## PROBLEM REQUIREMENTS
Where a line below holds the string "React", copy that line.

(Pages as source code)
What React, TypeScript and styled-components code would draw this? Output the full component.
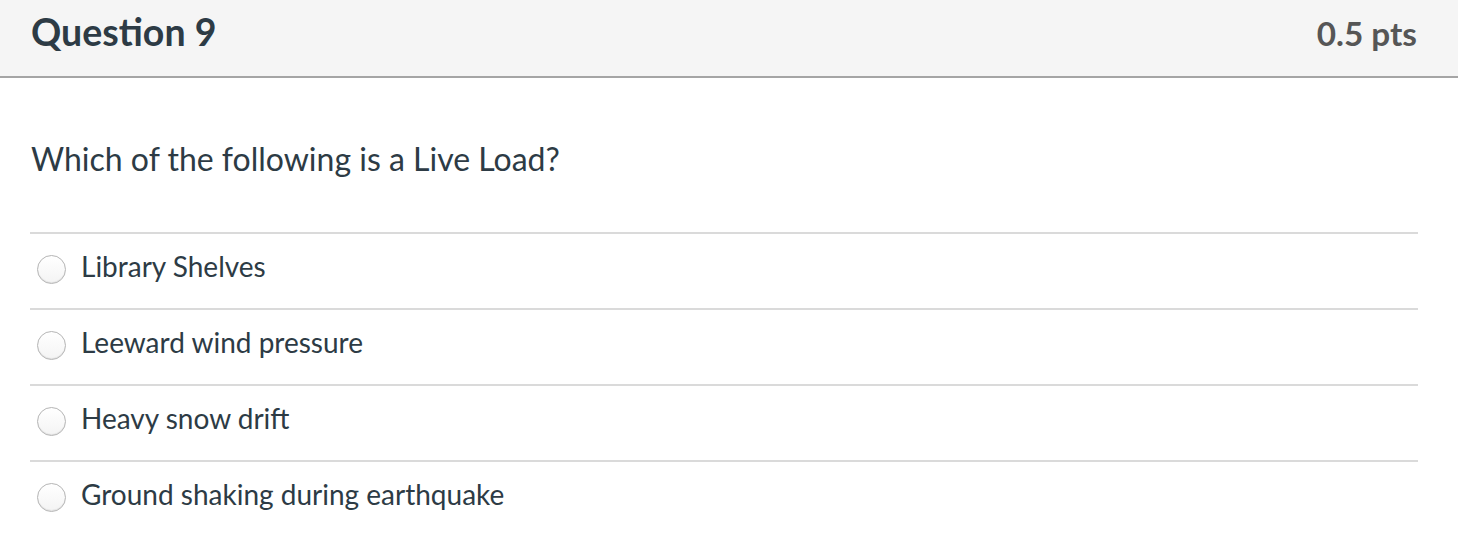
import React from 'react';
import styled, { createGlobalStyle } from 'styled-components';

const ANSWERS = [
  'Library Shelves',
  'Leeward wind pressure',
  'Heavy snow drift',
  'Ground shaking during earthquake',
];

const GlobalStyle = createGlobalStyle`
  body {
    margin: 0;
    background: #ffffff;
    font-family: Lato, "Open Sans", sans-serif;
    color: #2d3b45;
  }
`;

const App = () => {
  return (
    <>
      <GlobalStyle />
      <QuestionWrapper>
        <Header>
          <Title>Question 9</Title>
          <Points>0.5 pts</Points>
        </Header>
        <Body>
          <QuestionText>Which of the following is a Live Load?</QuestionText>
          <AnswerList>
            {ANSWERS.map((answer) => (
              <AnswerRow key={answer}>
                <Radio type="radio" name="q9" />
                <AnswerLabel>{answer}</AnswerLabel>
              </AnswerRow>
            ))}
          </AnswerList>
        </Body>
      </QuestionWrapper>
    </>
  );
};

const QuestionWrapper = styled.div`
  width: 1458px;
  height: 540px;
  overflow: hidden;
`;

const Header = styled.div`
  height: 76px;
  display: flex;
  align-items: center;
  justify-content: space-between;
  padding: 0 41px 0 31px;
  background-color: #f5f5f5;
  border-bottom: 2px solid #a5a5a5;
  box-sizing: content-box;
`;

const Title = styled.h2`
  margin: 0 0 13px;
  font-size: 37.5px;
  font-weight: 700;
  color: #2d3b45;
`;

const Points = styled.div`
  margin-bottom: 11px;
  font-size: 33.3px;
  font-weight: 700;
  color: #565656;
`;

const Body = styled.div`
  padding: 0 40px 0 30px;
`;

const QuestionText = styled.p`
  margin: 0;
  padding: 61px 0 0 1px;
  height: 93px;
  font-size: 32px;
  line-height: 40px;
`;

const AnswerList = styled.div`
  display: flex;
  flex-direction: column;
`;

const AnswerRow = styled.label`
  display: flex;
  align-items: center;
  height: 70px;
  padding: 0 0 4px 7px;
  border-top: 2px solid #dadada;
`;

const Radio = styled.input`
  appearance: none;
  margin: 0;
  width: 29px;
  height: 29px;
  border-radius: 50%;
  border: 1.5px solid #b5b5b5;
  background: linear-gradient(#ffffff, #f4f4f4);
  box-shadow: inset 0 -1px 1px rgba(0, 0, 0, 0.08);
  box-sizing: border-box;
  flex-shrink: 0;
`;

const AnswerLabel = styled.span`
  margin: 0 0 6px 15px;
  font-size: 28px;
  color: #2d3b45;
`;

export default App;
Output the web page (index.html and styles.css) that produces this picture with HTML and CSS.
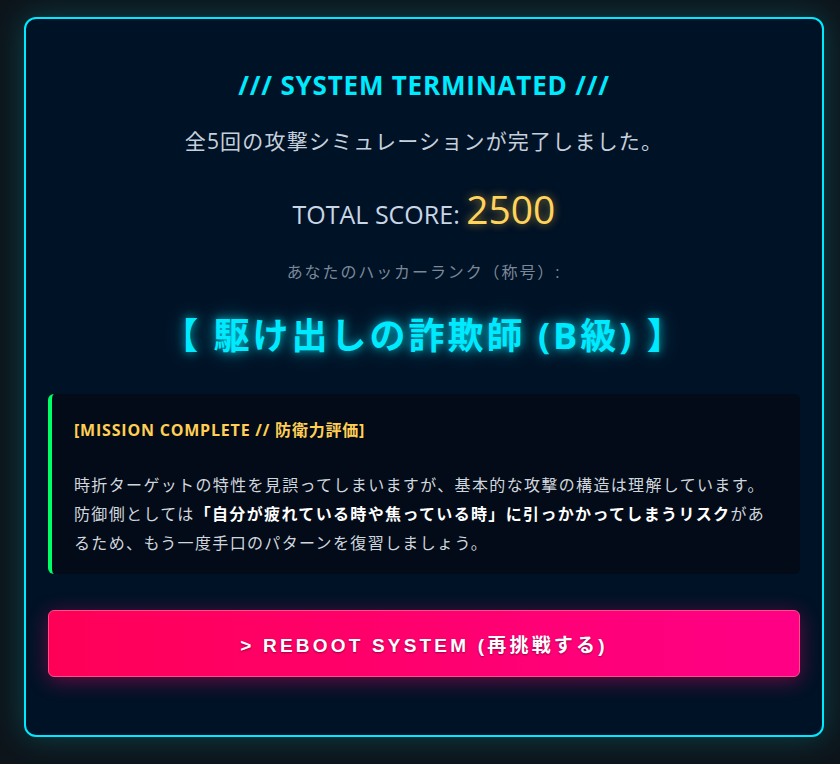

## TASK RESPONSE
What React, TypeScript and styled-components code would draw this? Output the full component.
import React from 'react';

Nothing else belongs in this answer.